Entries taken from a collection:
------------------------------

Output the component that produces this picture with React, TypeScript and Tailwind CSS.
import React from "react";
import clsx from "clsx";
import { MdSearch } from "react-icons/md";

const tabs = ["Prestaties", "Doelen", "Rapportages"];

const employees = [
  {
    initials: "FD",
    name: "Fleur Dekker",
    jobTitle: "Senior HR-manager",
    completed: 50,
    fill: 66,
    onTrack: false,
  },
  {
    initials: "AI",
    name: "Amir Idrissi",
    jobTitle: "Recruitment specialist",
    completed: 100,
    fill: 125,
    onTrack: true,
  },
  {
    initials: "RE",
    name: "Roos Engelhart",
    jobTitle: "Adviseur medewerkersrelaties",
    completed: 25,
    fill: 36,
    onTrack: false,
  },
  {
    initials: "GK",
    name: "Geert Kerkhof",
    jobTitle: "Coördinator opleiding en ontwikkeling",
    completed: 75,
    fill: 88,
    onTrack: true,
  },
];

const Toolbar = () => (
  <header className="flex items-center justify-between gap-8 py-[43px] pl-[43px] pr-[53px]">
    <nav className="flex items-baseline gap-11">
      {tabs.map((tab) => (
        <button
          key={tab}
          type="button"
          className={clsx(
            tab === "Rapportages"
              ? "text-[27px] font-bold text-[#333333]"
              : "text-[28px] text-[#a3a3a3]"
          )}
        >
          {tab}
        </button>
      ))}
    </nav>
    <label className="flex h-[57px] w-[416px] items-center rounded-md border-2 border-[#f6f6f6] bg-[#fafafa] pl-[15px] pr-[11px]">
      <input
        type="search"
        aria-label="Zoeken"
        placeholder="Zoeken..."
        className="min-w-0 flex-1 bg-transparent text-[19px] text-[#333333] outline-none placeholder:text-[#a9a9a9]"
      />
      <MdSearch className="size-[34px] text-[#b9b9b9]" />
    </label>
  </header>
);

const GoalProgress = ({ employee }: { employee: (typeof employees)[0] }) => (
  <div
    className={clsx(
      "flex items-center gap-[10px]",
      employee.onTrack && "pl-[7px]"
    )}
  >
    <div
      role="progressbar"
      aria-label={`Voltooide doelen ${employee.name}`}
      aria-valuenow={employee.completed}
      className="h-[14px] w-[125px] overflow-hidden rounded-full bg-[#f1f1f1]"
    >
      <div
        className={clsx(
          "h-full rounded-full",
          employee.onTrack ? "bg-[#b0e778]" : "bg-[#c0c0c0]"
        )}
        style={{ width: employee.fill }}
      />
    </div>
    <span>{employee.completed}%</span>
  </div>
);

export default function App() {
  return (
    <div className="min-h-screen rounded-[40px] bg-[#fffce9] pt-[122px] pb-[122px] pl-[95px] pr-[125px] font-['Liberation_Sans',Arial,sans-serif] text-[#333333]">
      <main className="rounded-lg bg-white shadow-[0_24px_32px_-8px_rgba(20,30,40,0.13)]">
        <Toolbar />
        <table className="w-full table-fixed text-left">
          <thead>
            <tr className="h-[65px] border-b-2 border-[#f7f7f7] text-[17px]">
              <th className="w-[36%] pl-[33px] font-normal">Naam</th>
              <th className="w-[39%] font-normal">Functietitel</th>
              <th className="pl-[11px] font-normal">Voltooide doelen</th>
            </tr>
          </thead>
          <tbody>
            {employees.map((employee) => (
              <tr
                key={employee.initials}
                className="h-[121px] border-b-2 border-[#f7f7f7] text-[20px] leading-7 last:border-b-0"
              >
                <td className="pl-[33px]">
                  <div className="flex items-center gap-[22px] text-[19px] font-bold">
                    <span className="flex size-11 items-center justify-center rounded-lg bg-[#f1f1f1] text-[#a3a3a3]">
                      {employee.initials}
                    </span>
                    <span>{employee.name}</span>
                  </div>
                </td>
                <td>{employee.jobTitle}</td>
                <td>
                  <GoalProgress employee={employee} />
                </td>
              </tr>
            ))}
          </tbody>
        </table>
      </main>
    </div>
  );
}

------------------------------

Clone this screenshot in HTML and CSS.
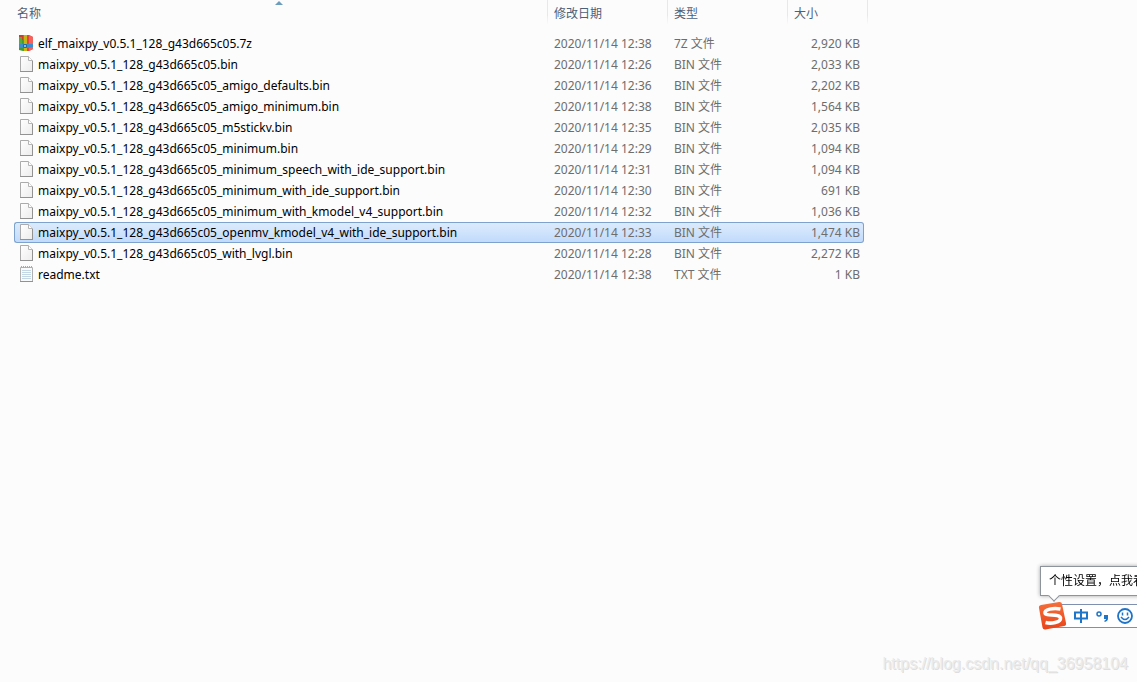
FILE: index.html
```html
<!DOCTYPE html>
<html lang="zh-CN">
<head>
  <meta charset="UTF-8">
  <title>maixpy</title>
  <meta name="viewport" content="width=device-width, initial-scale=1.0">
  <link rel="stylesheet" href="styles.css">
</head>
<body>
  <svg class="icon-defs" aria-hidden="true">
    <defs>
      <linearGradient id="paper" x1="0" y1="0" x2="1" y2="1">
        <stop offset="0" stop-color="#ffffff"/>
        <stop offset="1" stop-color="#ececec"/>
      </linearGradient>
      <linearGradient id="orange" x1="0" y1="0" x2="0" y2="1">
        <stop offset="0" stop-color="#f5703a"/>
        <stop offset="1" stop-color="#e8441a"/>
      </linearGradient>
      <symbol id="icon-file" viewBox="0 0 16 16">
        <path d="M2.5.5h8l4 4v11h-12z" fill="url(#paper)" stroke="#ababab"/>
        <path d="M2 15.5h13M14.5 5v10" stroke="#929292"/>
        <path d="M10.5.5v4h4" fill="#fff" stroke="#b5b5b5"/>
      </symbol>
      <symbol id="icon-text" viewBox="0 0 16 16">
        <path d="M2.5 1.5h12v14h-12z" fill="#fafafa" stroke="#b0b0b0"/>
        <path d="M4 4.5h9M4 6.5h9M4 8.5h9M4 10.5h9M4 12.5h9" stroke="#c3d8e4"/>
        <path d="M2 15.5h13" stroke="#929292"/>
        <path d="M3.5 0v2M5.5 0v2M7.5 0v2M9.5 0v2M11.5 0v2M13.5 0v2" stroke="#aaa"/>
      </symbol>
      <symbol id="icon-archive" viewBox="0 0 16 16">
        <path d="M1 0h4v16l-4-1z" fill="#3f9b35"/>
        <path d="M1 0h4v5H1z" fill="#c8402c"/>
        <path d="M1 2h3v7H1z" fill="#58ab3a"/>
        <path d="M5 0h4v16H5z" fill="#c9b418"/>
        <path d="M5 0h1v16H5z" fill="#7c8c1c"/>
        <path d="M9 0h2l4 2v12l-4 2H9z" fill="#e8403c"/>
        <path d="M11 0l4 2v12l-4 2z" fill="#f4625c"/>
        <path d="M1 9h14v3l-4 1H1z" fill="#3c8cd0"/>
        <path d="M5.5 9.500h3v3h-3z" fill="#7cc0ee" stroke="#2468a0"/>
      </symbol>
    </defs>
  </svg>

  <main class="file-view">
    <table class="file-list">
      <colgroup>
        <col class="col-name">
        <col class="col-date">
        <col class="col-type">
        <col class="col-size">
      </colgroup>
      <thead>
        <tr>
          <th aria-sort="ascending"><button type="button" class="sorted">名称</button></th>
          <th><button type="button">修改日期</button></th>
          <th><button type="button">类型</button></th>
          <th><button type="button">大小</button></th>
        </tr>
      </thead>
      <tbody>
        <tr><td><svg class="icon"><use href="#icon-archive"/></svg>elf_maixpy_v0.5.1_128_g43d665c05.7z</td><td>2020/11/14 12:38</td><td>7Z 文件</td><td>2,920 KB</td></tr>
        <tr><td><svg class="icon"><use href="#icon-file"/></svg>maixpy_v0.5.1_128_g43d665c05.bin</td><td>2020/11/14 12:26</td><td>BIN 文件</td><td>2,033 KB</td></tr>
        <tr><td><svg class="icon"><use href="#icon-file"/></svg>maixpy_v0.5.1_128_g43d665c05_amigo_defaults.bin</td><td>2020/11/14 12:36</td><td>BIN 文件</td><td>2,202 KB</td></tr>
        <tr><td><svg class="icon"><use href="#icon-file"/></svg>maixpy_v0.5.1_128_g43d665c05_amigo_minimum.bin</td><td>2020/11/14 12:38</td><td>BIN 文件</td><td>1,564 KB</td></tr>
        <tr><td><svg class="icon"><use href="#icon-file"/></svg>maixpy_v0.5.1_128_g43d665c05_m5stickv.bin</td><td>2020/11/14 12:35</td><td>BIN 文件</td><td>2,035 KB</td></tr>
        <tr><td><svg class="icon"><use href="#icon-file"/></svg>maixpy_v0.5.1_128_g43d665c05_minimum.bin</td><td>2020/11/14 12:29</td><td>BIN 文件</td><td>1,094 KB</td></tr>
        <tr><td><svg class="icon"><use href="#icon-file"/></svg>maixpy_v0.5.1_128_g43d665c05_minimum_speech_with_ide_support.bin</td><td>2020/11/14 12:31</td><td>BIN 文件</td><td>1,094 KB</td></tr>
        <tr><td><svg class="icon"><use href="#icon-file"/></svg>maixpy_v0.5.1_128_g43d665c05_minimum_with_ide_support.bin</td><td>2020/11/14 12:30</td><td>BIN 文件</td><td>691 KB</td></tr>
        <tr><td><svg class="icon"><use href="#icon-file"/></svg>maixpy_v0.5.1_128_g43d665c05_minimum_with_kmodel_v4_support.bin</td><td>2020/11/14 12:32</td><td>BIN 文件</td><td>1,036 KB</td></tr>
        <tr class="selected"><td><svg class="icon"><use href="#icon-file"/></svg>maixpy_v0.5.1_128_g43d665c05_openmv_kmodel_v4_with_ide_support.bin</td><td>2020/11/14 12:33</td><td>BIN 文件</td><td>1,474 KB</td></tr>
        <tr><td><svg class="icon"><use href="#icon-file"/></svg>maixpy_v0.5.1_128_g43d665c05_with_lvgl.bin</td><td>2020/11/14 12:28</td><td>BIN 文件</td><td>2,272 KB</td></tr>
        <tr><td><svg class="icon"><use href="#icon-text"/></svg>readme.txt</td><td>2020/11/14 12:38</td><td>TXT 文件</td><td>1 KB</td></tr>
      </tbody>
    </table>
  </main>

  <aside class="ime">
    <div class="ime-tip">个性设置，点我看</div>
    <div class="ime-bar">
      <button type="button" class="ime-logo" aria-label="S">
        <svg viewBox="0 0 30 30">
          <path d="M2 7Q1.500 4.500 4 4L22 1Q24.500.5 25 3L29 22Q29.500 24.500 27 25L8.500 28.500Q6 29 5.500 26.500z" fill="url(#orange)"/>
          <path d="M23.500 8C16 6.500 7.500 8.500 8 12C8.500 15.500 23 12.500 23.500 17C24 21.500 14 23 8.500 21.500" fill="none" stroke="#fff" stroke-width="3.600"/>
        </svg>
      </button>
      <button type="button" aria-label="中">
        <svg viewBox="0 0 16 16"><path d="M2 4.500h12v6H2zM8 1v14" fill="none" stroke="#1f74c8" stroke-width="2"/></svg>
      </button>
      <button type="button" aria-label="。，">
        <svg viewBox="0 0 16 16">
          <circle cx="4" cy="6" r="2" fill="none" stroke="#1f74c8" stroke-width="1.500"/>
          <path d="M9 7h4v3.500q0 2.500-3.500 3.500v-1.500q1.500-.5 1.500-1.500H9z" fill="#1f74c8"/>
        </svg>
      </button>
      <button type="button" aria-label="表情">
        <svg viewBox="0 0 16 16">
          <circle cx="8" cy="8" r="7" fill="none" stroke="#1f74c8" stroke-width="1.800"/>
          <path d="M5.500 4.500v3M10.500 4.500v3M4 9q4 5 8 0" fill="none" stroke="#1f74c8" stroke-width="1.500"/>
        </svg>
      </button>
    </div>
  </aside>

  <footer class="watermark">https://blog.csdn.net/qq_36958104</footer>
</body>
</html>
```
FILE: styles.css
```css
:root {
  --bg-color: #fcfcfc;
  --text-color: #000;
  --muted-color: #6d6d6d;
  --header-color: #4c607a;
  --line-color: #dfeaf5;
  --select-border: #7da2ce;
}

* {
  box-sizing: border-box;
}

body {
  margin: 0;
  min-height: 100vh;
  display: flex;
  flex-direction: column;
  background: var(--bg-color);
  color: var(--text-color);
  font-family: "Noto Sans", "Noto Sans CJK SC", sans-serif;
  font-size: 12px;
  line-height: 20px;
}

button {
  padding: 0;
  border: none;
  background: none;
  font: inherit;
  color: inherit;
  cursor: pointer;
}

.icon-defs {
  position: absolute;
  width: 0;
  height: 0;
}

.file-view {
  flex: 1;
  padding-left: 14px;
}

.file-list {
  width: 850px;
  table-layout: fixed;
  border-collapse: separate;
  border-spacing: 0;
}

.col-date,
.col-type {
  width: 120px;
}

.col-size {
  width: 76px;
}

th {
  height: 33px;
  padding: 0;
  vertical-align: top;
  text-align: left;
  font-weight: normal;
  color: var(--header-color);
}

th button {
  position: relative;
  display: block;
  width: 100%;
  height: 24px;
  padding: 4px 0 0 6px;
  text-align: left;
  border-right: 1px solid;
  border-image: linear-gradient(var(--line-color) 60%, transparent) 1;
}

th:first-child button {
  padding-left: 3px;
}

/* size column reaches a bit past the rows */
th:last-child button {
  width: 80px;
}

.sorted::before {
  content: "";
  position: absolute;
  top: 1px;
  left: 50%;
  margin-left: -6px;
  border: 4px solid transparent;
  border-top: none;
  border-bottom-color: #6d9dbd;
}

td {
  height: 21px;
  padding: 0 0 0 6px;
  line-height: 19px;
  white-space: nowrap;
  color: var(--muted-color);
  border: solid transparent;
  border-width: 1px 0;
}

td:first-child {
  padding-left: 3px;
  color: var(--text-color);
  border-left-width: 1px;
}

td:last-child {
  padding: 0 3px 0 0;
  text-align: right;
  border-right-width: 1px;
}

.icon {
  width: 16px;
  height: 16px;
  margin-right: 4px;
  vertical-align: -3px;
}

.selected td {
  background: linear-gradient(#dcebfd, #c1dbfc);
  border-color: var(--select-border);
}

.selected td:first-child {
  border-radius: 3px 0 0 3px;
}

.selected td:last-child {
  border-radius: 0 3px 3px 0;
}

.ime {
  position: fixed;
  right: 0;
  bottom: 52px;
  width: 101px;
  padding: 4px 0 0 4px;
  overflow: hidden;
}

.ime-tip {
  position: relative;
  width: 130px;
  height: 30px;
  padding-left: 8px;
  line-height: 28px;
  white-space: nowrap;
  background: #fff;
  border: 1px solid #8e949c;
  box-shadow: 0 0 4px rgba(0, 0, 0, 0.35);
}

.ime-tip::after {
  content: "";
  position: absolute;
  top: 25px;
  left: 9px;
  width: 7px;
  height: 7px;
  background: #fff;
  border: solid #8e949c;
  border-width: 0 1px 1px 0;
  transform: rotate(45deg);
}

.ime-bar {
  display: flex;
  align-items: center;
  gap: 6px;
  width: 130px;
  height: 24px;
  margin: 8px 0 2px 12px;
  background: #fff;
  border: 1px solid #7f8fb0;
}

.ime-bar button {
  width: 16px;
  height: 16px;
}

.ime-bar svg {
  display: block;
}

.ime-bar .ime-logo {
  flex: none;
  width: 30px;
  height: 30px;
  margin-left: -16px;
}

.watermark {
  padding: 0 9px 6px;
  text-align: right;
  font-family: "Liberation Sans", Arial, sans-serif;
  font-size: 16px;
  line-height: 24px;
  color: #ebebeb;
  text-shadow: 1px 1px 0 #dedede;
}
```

------------------------------

_Request_.
Copy each line that contains the word "this".

_Problem solution_.
Output the component that produces this picture with React, TypeScript and Tailwind CSS.
Clone this screenshot in HTML and CSS.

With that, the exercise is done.